A risk analysis can be conducted internally by information security and compliance personnel or externally by a vendor to analyze risks and vulnerabilities to confidential data across the organization. This analysis should be conducted at least annually and should be a living document, updated to reflect any new service lines, processes, or technology.
Long term care and senior housing organizations should take the results of a security risk analysis and create a risk management plan, focusing on eliminating or mitigating areas of high risk and progressing down to areas of lower importance. This process can be structured in a manner that is manageable for the organization and that allows different individuals to tackle issues simultaneously under a centralized plan.

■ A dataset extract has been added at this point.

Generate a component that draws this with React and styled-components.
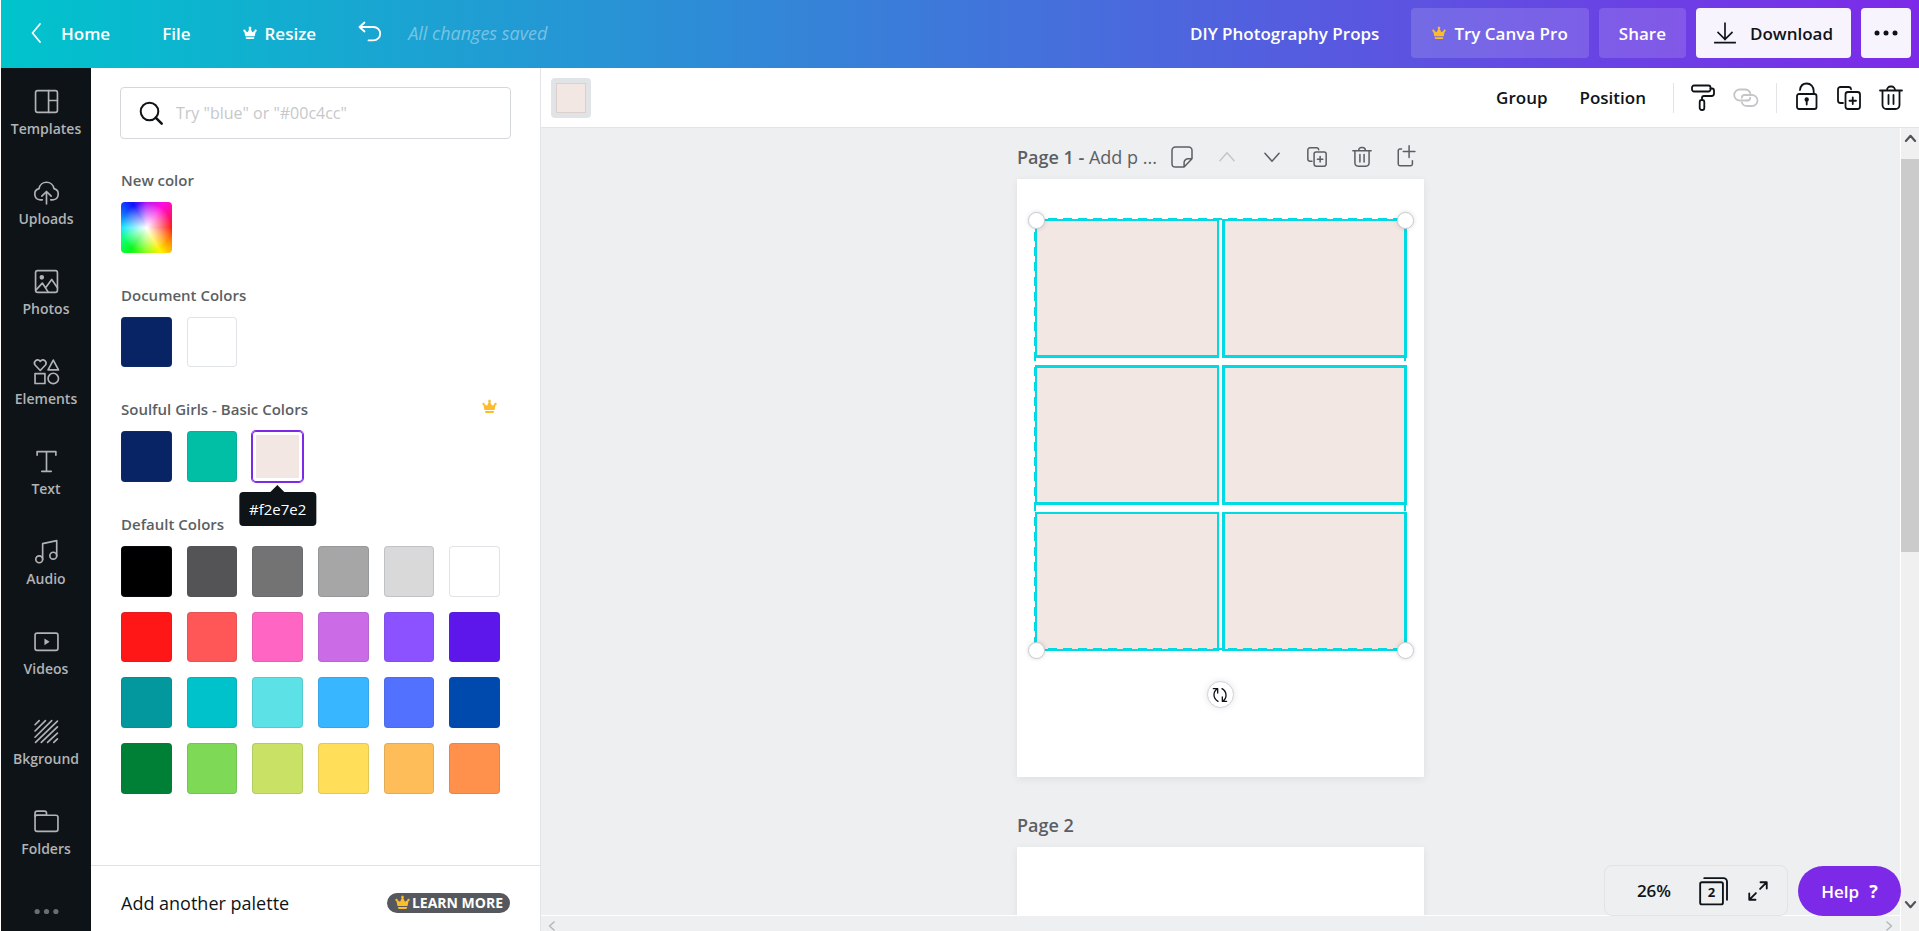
import React, { useState } from "react";
import styled, { createGlobalStyle } from "styled-components";

const GlobalStyle = createGlobalStyle`
  * {
    box-sizing: border-box;
  }
  body {
    margin: 0;
    font-family: "Open Sans", "Noto Sans", sans-serif;
    font-size: 17px;
    color: #0e1318;
    background: #ffffff;
    overflow: hidden;
  }
  button,
  input {
    font: inherit;
    color: inherit;
  }
  button {
    border: 0;
    padding: 0;
    background: none;
    cursor: pointer;
  }
`;

const Shell = styled.div`
  display: flex;
  flex-direction: column;
  height: 100vh;
  padding-left: 1px;
`;

const Header = styled.header`
  display: flex;
  align-items: center;
  justify-content: space-between;
  flex: none;
  height: 68px;
  padding: 0 8px 2px 24px;
  color: white;
  background: linear-gradient(90deg, #00c4cc, #7d2ae8);
`;

const HeaderSide = styled.div`
  display: flex;
  align-items: center;
  gap: ${props => props.gap}px;
`;

const HeaderLink = styled.button`
  display: flex;
  align-items: center;
  gap: ${props => props.gap || 8}px;
  font-weight: 600;
`;

const Saved = styled.span`
  font-size: 18px;
  font-style: italic;
  color: rgba(255, 255, 255, 0.4);
`;

const DocTitle = styled.span`
  font-weight: 600;
  margin-right: 22px;
`;

const HeaderButton = styled.button`
  display: flex;
  align-items: center;
  justify-content: center;
  gap: ${props => props.gap || 8}px;
  height: 50px;
  min-width: 50px;
  padding: 0 ${props => props.pad}px;
  border-radius: 4px;
  font-weight: 600;
  color: ${props => (props.light ? "#0e1318" : "white")};
  background: ${props => (props.light ? "#f8f4fe" : "rgba(255, 255, 255, 0.14)")};
`;

const Body = styled.div`
  display: flex;
  flex: 1;
  min-height: 0;
`;

const Rail = styled.nav`
  display: flex;
  flex-direction: column;
  flex: none;
  width: 90px;
  overflow: hidden;
  background: #0e1318;
`;

const RailItem = styled.button`
  display: flex;
  flex: none;
  flex-direction: column;
  align-items: center;
  gap: 5px;
  height: 90px;
  padding-top: 21px;
  font-size: 14px;
  line-height: 20px;
  font-weight: 600;
  color: ${props => (props.dim ? "#6a6e72" : "#b1b3b5")};
`;

const Panel = styled.aside`
  display: flex;
  flex-direction: column;
  flex: none;
  width: 450px;
  background: white;
  border-right: 1px solid #e2e4e7;
`;

const PanelScroll = styled.div`
  flex: 1;
  min-height: 0;
  padding: 19px 29px 0;
`;

const SearchBox = styled.label`
  display: flex;
  align-items: center;
  gap: 13px;
  height: 52px;
  margin-bottom: 31px;
  padding: 0 18px;
  border: 1px solid #d5d8db;
  border-radius: 4px;
`;

const SearchInput = styled.input`
  flex: 1;
  border: 0;
  outline: 0;
  padding: 0;
  font-size: 16px;
  background: none;
  &::placeholder {
    color: #c6c8cb;
    opacity: 1;
  }
`;

const Section = styled.section`
  width: 380px;
  padding: 0 0 32px 1px;
`;

const SectionHead = styled.div`
  display: flex;
  justify-content: space-between;
  padding: 0 3px 12px 0;
`;

const SectionTitle = styled.h2`
  margin: 0;
  font-size: 15px;
  line-height: 20px;
  font-weight: 600;
  color: #5b5f64;
`;

const Swatches = styled.div`
  display: grid;
  grid-template-columns: repeat(6, 1fr);
  gap: 15px;
`;

const Swatch = styled.button`
  position: relative;
  aspect-ratio: 1;
  border-radius: 4px;
  background: ${props => props.color};
  box-shadow: ${props =>
    props.selected
      ? "0 0 0 1px #7d2ae8, inset 0 0 0 1px #7d2ae8, inset 0 0 0 4px white"
      : "inset 0 0 0 1px rgba(57, 76, 96, 0.15)"};
`;

const Rainbow = styled(Swatch)`
  box-shadow: none;
  background:
    radial-gradient(circle at 50% 50%, white, rgba(255, 255, 255, 0) 70%),
    conic-gradient(
      from 0deg,
      #b514f5,
      #ff0ce0 35deg,
      #ff1060 70deg,
      #ff1a10 90deg,
      #ff9a00 125deg,
      #fff200 150deg,
      #8cff10 180deg,
      #08f81c 215deg,
      #10ff80 245deg,
      #10e8ff 270deg,
      #1070ff 300deg,
      #1010ff 330deg,
      #b514f5
    );
`;

const Tip = styled.span`
  position: absolute;
  z-index: 2;
  top: 61px;
  left: 50%;
  transform: translateX(-50%);
  padding: 6px 10px;
  border-radius: 4px;
  font-size: 15px;
  line-height: 22px;
  color: white;
  background: #0e1318;
  &::before {
    content: "";
    position: absolute;
    left: 50%;
    bottom: 100%;
    transform: translateX(-50%);
    border: 7px solid transparent;
    border-top: 0;
    border-bottom-color: #0e1318;
  }
`;

const PanelFoot = styled.footer`
  display: flex;
  align-items: center;
  justify-content: space-between;
  flex: none;
  height: 66px;
  padding: 8px 30px 0;
  border-top: 1px solid #dfe1e4;
`;

const FootLink = styled.button`
  font-size: 18px;
`;

const LearnMore = styled.a`
  display: flex;
  align-items: center;
  gap: 2px;
  height: 20px;
  padding: 0 7px 0 8px;
  border-radius: 10px;
  font-size: 14px;
  font-weight: 700;
  color: white;
  background: #55595e;
  text-decoration: none;
`;

const Main = styled.main`
  display: flex;
  flex-direction: column;
  flex: 1;
  min-width: 0;
`;

const Toolbar = styled.div`
  display: flex;
  align-items: center;
  justify-content: space-between;
  flex: none;
  height: 60px;
  padding: 0 16px 0 10px;
  border-bottom: 1px solid #e2e4e7;
  background: white;
`;

const CurrentColor = styled.button`
  width: 40px;
  height: 40px;
  border: 5px solid #e1e4e7;
  border-radius: 4px;
  background: #f2e7e2;
  box-shadow: inset 0 0 0 1px #dcd0cf;
`;

const Tools = styled.div`
  display: flex;
  align-items: center;
  gap: 18px;
`;

const TextTools = styled.div`
  display: flex;
  gap: 32px;
  margin-right: 9px;
`;

const TextTool = styled.button`
  font-weight: 600;
`;

const IconTool = styled.button`
  display: flex;
  color: ${props => (props.off ? "#c4c6c8" : "inherit")};
`;

const Divider = styled.span`
  width: 1px;
  height: 30px;
  background: #e2e4e7;
`;

const Stage = styled.div`
  position: relative;
  display: grid;
  grid-template-columns: 1fr 19px;
  grid-template-rows: 1fr 16px;
  flex: 1;
  min-height: 0;
  background: #edeff1;
`;

const Canvas = styled.div`
  display: flex;
  flex-direction: column;
  align-items: center;
  min-height: 0;
  overflow: hidden;
  padding-top: 9px;
`;

const PageBlock = styled.article`
  flex: none;
  width: 407px;
  margin-bottom: 28px;
`;

const PageHead = styled.div`
  display: flex;
  align-items: center;
  justify-content: space-between;
  height: 42px;
  padding: 0 7px 2px 0;
  font-size: 18px;
  font-weight: 600;
  color: #5b5f64;
`;

const PageNote = styled.span`
  font-weight: 400;
`;

const PageTools = styled.div`
  display: flex;
  gap: 25px;
`;

const Paper = styled.div`
  position: relative;
  height: 598px;
  padding: 40px 17px 0 18px;
  background: white;
  box-shadow: 0 2px 8px rgba(14, 19, 24, 0.07);
`;

const Cells = styled.div`
  display: grid;
  grid-template-columns: 184px 185px;
  column-gap: 3px;
  row-gap: 7px;
`;

const Cell = styled.div`
  height: 139px;
  border: 2px solid #00dae2;
  border-bottom-width: 3px;
  background: #f2e7e2;
  &:nth-child(even) {
    border-left-width: 3px;
    border-right-width: 3px;
  }
  &:nth-child(3),
  &:nth-child(4) {
    height: 140px;
    border-top-width: 3px;
  }
  &:nth-child(n + 5) {
    border-bottom-width: 2px;
  }
`;

const dashX = "repeating-linear-gradient(90deg, #00dae2 0 8px, transparent 8px 14px, #00dae2 14px 15px)";
const dashY = "repeating-linear-gradient(180deg, #00dae2 0 8px, transparent 8px 14px, #00dae2 14px 15px)";

const Selection = styled.div`
  position: absolute;
  left: 17px;
  top: 39px;
  width: 372px;
  height: 432px;
  background-image: ${dashX}, ${dashX}, ${dashY}, ${dashY};
  background-size: 100% 2px, 100% 2px, 2px 100%, 2px 100%;
  background-position: top, bottom, left, right;
  background-repeat: no-repeat;
`;

const Handle = styled.span`
  position: absolute;
  width: 17px;
  height: 17px;
  margin: -6px -8px -9px -6px;
  border: 1px solid #c9cbd0;
  border-radius: 50%;
  background: white;
  box-shadow: 0 0 4px rgba(57, 76, 96, 0.2);
  ${props => props.v}: 0;
  ${props => props.h}: 0;
`;

const RotateHandle = styled.button`
  position: absolute;
  left: 50%;
  top: 502px;
  display: flex;
  align-items: center;
  justify-content: center;
  width: 27px;
  height: 27px;
  margin-left: -14px;
  border: 1px solid #d0d2d6;
  border-radius: 50%;
  color: #0e1318;
  background: white;
  box-shadow: 0 0 6px rgba(57, 76, 96, 0.15);
`;

const VScroll = styled.div`
  grid-row: 1 / 3;
  grid-column: 2;
  display: flex;
  flex-direction: column;
  align-items: center;
  justify-content: space-between;
  padding: 4px 0 20px;
  border-left: 1px solid white;
  background: #f0f0f1;
  color: #505357;
`;

const VThumb = styled.span`
  width: 100%;
  height: 393px;
  margin: 14px 0 auto;
  background: #cbcbcc;
`;

const HScroll = styled.div`
  display: flex;
  align-items: center;
  justify-content: space-between;
  padding: 5px 5px 0;
  border-top: 1px solid white;
  background: #eeeff0;
  color: #b4b6b9;
`;

const Floating = styled.div`
  position: absolute;
  right: 18px;
  bottom: 15px;
  display: flex;
  gap: 10px;
`;

const ZoomBar = styled.div`
  display: flex;
  align-items: center;
  gap: 21px;
  height: 51px;
  padding: 0 19px 0 32px;
  border: 1px solid #e0e4e7;
  border-radius: 8px;
  background: #edeff1;
`;

const ZoomValue = styled.button`
  margin-right: 7px;
  font-weight: 600;
`;

const PageCount = styled.button`
  position: relative;
  display: flex;
`;

const CountText = styled.span`
  position: absolute;
  left: 0;
  top: 6px;
  width: 25px;
  text-align: center;
  font-size: 13px;
  line-height: 18px;
  font-weight: 700;
`;

const Help = styled.button`
  display: flex;
  align-items: center;
  justify-content: center;
  gap: 10px;
  width: 103px;
  height: 50px;
  margin-top: 1px;
  border-radius: 25px;
  font-weight: 600;
  color: white;
  background: #7d2ae8;
`;

const HelpMark = styled.span`
  font-size: 18px;
  font-weight: 700;
`;

const icons = {
  back: <path d="M15 3L7.500 12l7.500 9" />,
  undo: <path d="M6.500 1.500L1.500 6l5 4.500M2 6h13.500a6.700 6.700 0 0 1 0 13.400H10.500" />,
  search: <><circle cx="10.500" cy="10.500" r="8.800" /><path d="M16.700 16.700l6 6" strokeWidth="2.600" /></>,
  templates: <><rect x="1.500" y="1.500" width="21" height="21" rx="2" /><path d="M14 1.500v21M14 11h8.500" /></>,
  uploads: <><path d="M8 20H6A5.500 5.500 0 0 1 4.800 9.200 7.300 7.300 0 0 1 19.200 9.200 5.500 5.500 0 0 1 18 20h-2" /><path d="M12 24V12.500M7.500 16.500l4.500-4.500 4.500 4.500" /></>,
  photos: <><rect x="1.500" y="1.500" width="21" height="21" rx="2" /><circle cx="7.500" cy="8" r="1.400" fill="currentColor" /><path d="M2 20l6-6.500 5.500 8.500M11.500 17.500L17 10l5.500 8" /></>,
  elements: <><path d="M6 11L1 5.800C-1 3 3 -1.500 6 2.300 9 -1.500 13 3 11 5.800zM18.500 1L23.500 10.500h-10z" /><rect x="1" y="14" width="9.500" height="9.500" /><circle cx="18.500" cy="18.700" r="5" /></>,
  text: <path d="M3 6V2.500h18V6M12 2.500v19M7.500 21.500h9" />,
  audio: <><circle cx="5" cy="19.500" r="3.300" /><circle cx="18.500" cy="16" r="3.300" /><path d="M8.300 19.500V4.500L21.800 1.500V16" /></>,
  videos: <><rect x="1" y="4" width="22" height="16.500" rx="2" /><path d="M10 9v6.500l5-3.250z" fill="currentColor" stroke="none" /></>,
  background: <path d="M1 5.500L5 1.500M1 11.500L11 1.500M1 17.500L17 1.500M1.500 22.500L22.500 2M7 22.500L22.500 7.500M13 22.500L22.500 13.500M19 22.500L22.500 19" />,
  folders: <><path d="M1 7V4a2 2 0 0 1 2-2h7a2 2 0 0 1 2 2v2" /><rect x="1" y="6" width="22" height="15.500" rx="2" /><path d="M1 6h11" /></>,
  dots: <g fill="currentColor" stroke="none"><circle cx="3" cy="12" r="2.500" /><circle cx="12" cy="12" r="2.500" /><circle cx="21" cy="12" r="2.500" /></g>,
  download: <path d="M12 1.500V19M4.500 11.500l7.500 7.500L19.500 11.500M1 22.500h22" strokeLinecap="square" strokeLinejoin="miter" />,
  roller: <><rect x="0" y="-0.500" width="18.500" height="6" rx="2" /><path d="M18.500 2.500h1.500a2 2 0 0 1 2 2v3a2.500 2.500 0 0 1-2.500 2.500H12a2 2 0 0 0-2 2v1.500" /><rect x="7.700" y="14" width="4.600" height="10" rx="2" /></>,
  link: <><path d="M13.500 14.500H5.700a5.500 5.500 0 0 1 0-11H11a5.500 5.500 0 0 1 5.300 4" /><path d="M10.500 9H18a5.500 5.500 0 0 1 0 11H13a5.500 5.500 0 0 1-5.200-3.500" /><path d="M10.500 9a2.750 2.750 0 0 0-2.700 2.750M13.500 14.500a2.750 2.750 0 0 0 2.700-2.750" /></>,
  lock: <><rect x="2" y="8" width="19.500" height="15" rx="2" /><path d="M5 4C5.500-.500 8.500-2.500 11.700-2.500 15.700-2.500 18.700.500 18.700 5V8M11.700 14.500V18.500" /><circle cx="11.700" cy="13.500" r="1.300" fill="currentColor" /></>,
  copy: <><path d="M6 17H3.500A2.500 2.500 0 0 1 1 14.500v-11A2.500 2.500 0 0 1 3.500 1h8A2.500 2.500 0 0 1 14 3.300" /><rect x="8.500" y="6" width="14.500" height="17" rx="2.500" /><path d="M15.750 11.500v6.500M12.500 14.750h6.500" /></>,
  trash: <><path d="M1 4.500h22M8 4.500V4a3.500 3.500 0 0 1 3.500-3.500h1A3.500 3.500 0 0 1 16 4v.500M3.500 4.500v14.500a4 4 0 0 0 4 4h9a4 4 0 0 0 4-4V4.500M9.500 9v9M14.500 9v9" /></>,
  note: <path d="M24 14V4a4 4 0 0 0-4-4H4a4 4 0 0 0-4 4v16a4 4 0 0 0 4 4h10.500zM24 14h-4.500a5 5 0 0 0-5 5v5" />,
  up: <path d="M3.500 16.500L12 7l8.500 9.500" />,
  down: <path d="M3.500 7.500L12 17l8.500-9.500" />,
  left: <path d="M16 4l-9 8 9 8" />,
  right: <path d="M8 4l9 8-9 8" />,
  addPage: <path d="M5.500 2.500H3.500A2 2 0 0 0 1.500 4.500v16a2 2 0 0 0 2 2h13a2 2 0 0 0 2-2V16.500M14.500-1.500v14M7.500 5.500h14" />,
  rotate: <path d="M9 21.500C1.500 17 1 8 7.500 3M2 2.500h6.500v6.500M15 2.500c7.500 4.500 8 13.500 1.500 18.500M22 21.500h-6.500v-6.500" />,
  pages: <><rect x="1" y="4.500" width="19.500" height="19" rx="1.500" /><path d="M4.500 1h16.500a3 3 0 0 1 3 3V19.500" /></>,
  expand: <path d="M14.500 9.500L22 2M15 1.500h7.500V9M9.500 14.500L2 22M1.500 15v7.500H9" />
};

const Icon = ({ name, size = 24, stroke = 1.5 }) => (
  <svg
    width={size}
    height={size}
    viewBox="0 0 24 24"
    fill="none"
    stroke="currentColor"
    strokeWidth={stroke}
    strokeLinecap="round"
    strokeLinejoin="round"
    overflow="visible"
    aria-hidden="true"
  >
    {icons[name]}
  </svg>
);

const Crown = ({ color = "#fdbc2c", size = 14 }) => (
  <svg width={size} height={size} viewBox="0 0 14 14" fill={color} aria-hidden="true">
    <path d="M2.300 10.300L1.300 5.700A1.100 1.100 0 1 1 2.400 5L4.700 6.200 6.200 3A1.300 1.300 0 1 1 7.800 3L9.300 6.200 11.600 5A1.100 1.100 0 1 1 12.700 5.700L11.700 10.300zM2.800 11.300h8.400V12a1 1 0 0 1-1 1H3.800a1 1 0 0 1-1-1z" />
  </svg>
);

const railItems = [
  ["templates", "Templates"],
  ["uploads", "Uploads"],
  ["photos", "Photos"],
  ["elements", "Elements"],
  ["text", "Text"],
  ["audio", "Audio"],
  ["videos", "Videos"],
  ["background", "Bkground"],
  ["folders", "Folders"]
];

const documentColors = ["#082464", "#ffffff"];
const brandColors = ["#082464", "#00bfa5", "#f2e7e2"];
const defaultColors = [
  "#000000", "#545456", "#737373", "#a6a6a6", "#d9d9d9", "#ffffff",
  "#ff1616", "#ff5757", "#ff66c4", "#cb6ce6", "#8c52ff", "#5e17eb",
  "#03989e", "#00c2cb", "#5ce1e6", "#38b6ff", "#5271ff", "#004aad",
  "#008037", "#7ed957", "#c9e265", "#ffde59", "#ffbd59", "#ff914d"
];

const pageTools = [
  ["note", "Notes"],
  ["up", "Move up"],
  ["down", "Move down"],
  ["copy", "Duplicate page"],
  ["trash", "Delete page"],
  ["addPage", "Add page"]
];

const ColorRow = ({ title, colors, selected, onPick, pro }) => (
  <Section>
    <SectionHead>
      <SectionTitle>{title}</SectionTitle>
      {pro && <Crown size={15} />}
    </SectionHead>
    <Swatches>
      {colors.map(color => (
        <Swatch
          key={color}
          color={color}
          selected={selected === color}
          aria-label={color}
          onClick={() => onPick(color)}
        >
          {selected === color && <Tip>{color}</Tip>}
        </Swatch>
      ))}
    </Swatches>
  </Section>
);

const App = () => {
  const [brand, setBrand] = useState("#f2e7e2");
  const [query, setQuery] = useState("");
  const noop = () => {};

  return (
    <Shell>
      <GlobalStyle />
      <Header>
        <HeaderSide gap={42}>
          <HeaderSide gap={52}>
            <HeaderLink gap={12}>
              <Icon name="back" stroke={1.8} />
              Home
            </HeaderLink>
            <HeaderLink>File</HeaderLink>
            <HeaderLink>
              <Crown color="white" />
              Resize
            </HeaderLink>
          </HeaderSide>
          <HeaderSide gap={26}>
            <HeaderLink aria-label="Undo">
              <Icon name="undo" stroke={1.8} />
            </HeaderLink>
            <Saved>All changes saved</Saved>
          </HeaderSide>
        </HeaderSide>
        <HeaderSide gap={10}>
          <DocTitle>DIY Photography Props</DocTitle>
          <HeaderButton pad={21}>
            <Crown />
            Try Canva Pro
          </HeaderButton>
          <HeaderButton pad={20}>Share</HeaderButton>
          <HeaderButton light pad={18} gap={14}>
            <Icon name="download" size={22} stroke={1.8} />
            Download
          </HeaderButton>
          <HeaderButton light pad={0} aria-label="More">
            <Icon name="dots" />
          </HeaderButton>
        </HeaderSide>
      </Header>
      <Body>
        <Rail>
          {railItems.map(([icon, label]) => (
            <RailItem key={label}>
              <Icon name={icon} size={25} stroke={1.6} />
              {label}
            </RailItem>
          ))}
          <RailItem dim aria-label="More">
            <Icon name="dots" size={25} />
          </RailItem>
        </Rail>
        <Panel>
          <PanelScroll>
            <SearchBox>
              <Icon name="search" stroke={2} />
              <SearchInput
                aria-label="Search colors"
                placeholder={'Try "blue" or "#00c4cc"'}
                value={query}
                onChange={e => setQuery(e.target.value)}
              />
            </SearchBox>
            <Section>
              <SectionHead>
                <SectionTitle>New color</SectionTitle>
              </SectionHead>
              <Swatches>
                <Rainbow aria-label="New color" />
              </Swatches>
            </Section>
            <ColorRow title="Document Colors" colors={documentColors} onPick={noop} />
            <ColorRow
              title="Soulful Girls - Basic Colors"
              colors={brandColors}
              selected={brand}
              onPick={setBrand}
              pro
            />
            <ColorRow title="Default Colors" colors={defaultColors} onPick={noop} />
          </PanelScroll>
          <PanelFoot>
            <FootLink>Add another palette</FootLink>
            <LearnMore href="#learn">
              <Crown size={15} />
              LEARN MORE
            </LearnMore>
          </PanelFoot>
        </Panel>
        <Main>
          <Toolbar>
            <CurrentColor aria-label="Color" />
            <Tools>
              <TextTools>
                <TextTool>Group</TextTool>
                <TextTool>Position</TextTool>
              </TextTools>
              <Divider />
              <IconTool aria-label="Copy style">
                <Icon name="roller" stroke={1.8} />
              </IconTool>
              <IconTool off aria-label="Link">
                <Icon name="link" stroke={1.8} />
              </IconTool>
              <Divider />
              <IconTool aria-label="Lock">
                <Icon name="lock" stroke={1.8} />
              </IconTool>
              <IconTool aria-label="Duplicate">
                <Icon name="copy" stroke={1.8} />
              </IconTool>
              <IconTool aria-label="Delete">
                <Icon name="trash" stroke={1.8} />
              </IconTool>
            </Tools>
          </Toolbar>
          <Stage>
            <Canvas>
              <PageBlock>
                <PageHead>
                  <span>
                    Page 1 - <PageNote>Add p ...</PageNote>
                  </span>
                  <PageTools>
                    {pageTools.map(([icon, label]) => (
                      <IconTool key={icon} off={icon === "up"} aria-label={label}>
                        <Icon name={icon} size={20} stroke={1.8} />
                      </IconTool>
                    ))}
                  </PageTools>
                </PageHead>
                <Paper>
                  <Cells>
                    {[1, 2, 3, 4, 5, 6].map(n => (
                      <Cell key={n} />
                    ))}
                  </Cells>
                  <Selection>
                    <Handle v="top" h="left" />
                    <Handle v="top" h="right" />
                    <Handle v="bottom" h="left" />
                    <Handle v="bottom" h="right" />
                  </Selection>
                  <RotateHandle aria-label="Rotate">
                    <Icon name="rotate" size={16} stroke={2} />
                  </RotateHandle>
                </Paper>
              </PageBlock>
              <PageBlock>
                <PageHead>Page 2</PageHead>
                <Paper />
              </PageBlock>
            </Canvas>
            <VScroll>
              <Icon name="up" size={13} stroke={4} />
              <VThumb />
              <Icon name="down" size={13} stroke={4} />
            </VScroll>
            <HScroll>
              <Icon name="left" size={12} stroke={3} />
              <Icon name="right" size={12} stroke={3} />
            </HScroll>
            <Floating>
              <ZoomBar>
                <ZoomValue>26%</ZoomValue>
                <PageCount aria-label="Pages">
                  <Icon name="pages" size={28} stroke={1.6} />
                  <CountText>2</CountText>
                </PageCount>
                <IconTool aria-label="Full screen">
                  <Icon name="expand" size={20} stroke={2.2} />
                </IconTool>
              </ZoomBar>
              <Help>
                Help <HelpMark>?</HelpMark>
              </Help>
            </Floating>
          </Stage>
        </Main>
      </Body>
    </Shell>
  );
};

export default App;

Training Staff and Vendors
As organizations look to address identified risks, it is important to ensure that their data security program addresses risks related to two common “weakest links”—personnel and vendors. HIPAA, certain state laws, and other certification requirements mandate that organizations implement data security training. While this can be accomplished with a template online module, providing personnel with focused, role-based data security training may result in greater security awareness. Entities also should provide training updates, reminders, and tailored responses to identified threats or actual incidents.
Vendor diligence and security controls also are critical to preventing data incidents, and vendor contracts can be used as a vehicle to require the vendor to maintain certain security standards to protect confidential data, to specify incident reporting requirements, and to require indemnification for data incident-related liability.
Formulate an Incident Response Plan
Another key component to preparing for a data incident is an organization’s incident response plan. Similar to a security risk analysis, the incident response plan must be a living document that is updated to account for personnel changes within the organization, new vendors, identified risks, and other organizational changes. It should outline your incident response team, including internal personnel and external vendors, as well as the responsibility allocated to team members. The plan should be structured in a way that describes how the organization will respond to specific types of incidents and the risks identified by your organization.
The incident response plan also should include template documents to facilitate a rapid response at the time of an incident. For example, your organization can prepare template data breach notifications for regulators, individuals, consumer reporting agencies, and the media. The plan also can include communication templates for internal and external stakeholder notifications.
The final implementation step is to ensure that your incident response team, as well as all of your organization’s personnel, understand the protocols in place for an incident or potential incident. The incident response team should conduct periodic tabletop exercises to simulate an incident and practice the organization’s response. Lessons learned and gaps identified should be addressed in an update to the incident response plan.
While your organization may not be able to thwart a data incident, resources invested into planning for one may result in greater security for confidential data, faster identification of a potential issue, and more efficient data event response.
Valerie Breslin Montague is partner at Nixon Peabody LLP and a Certified Information Privacy Professional/United States (CIPP/US), the preeminent credential in the field of privacy.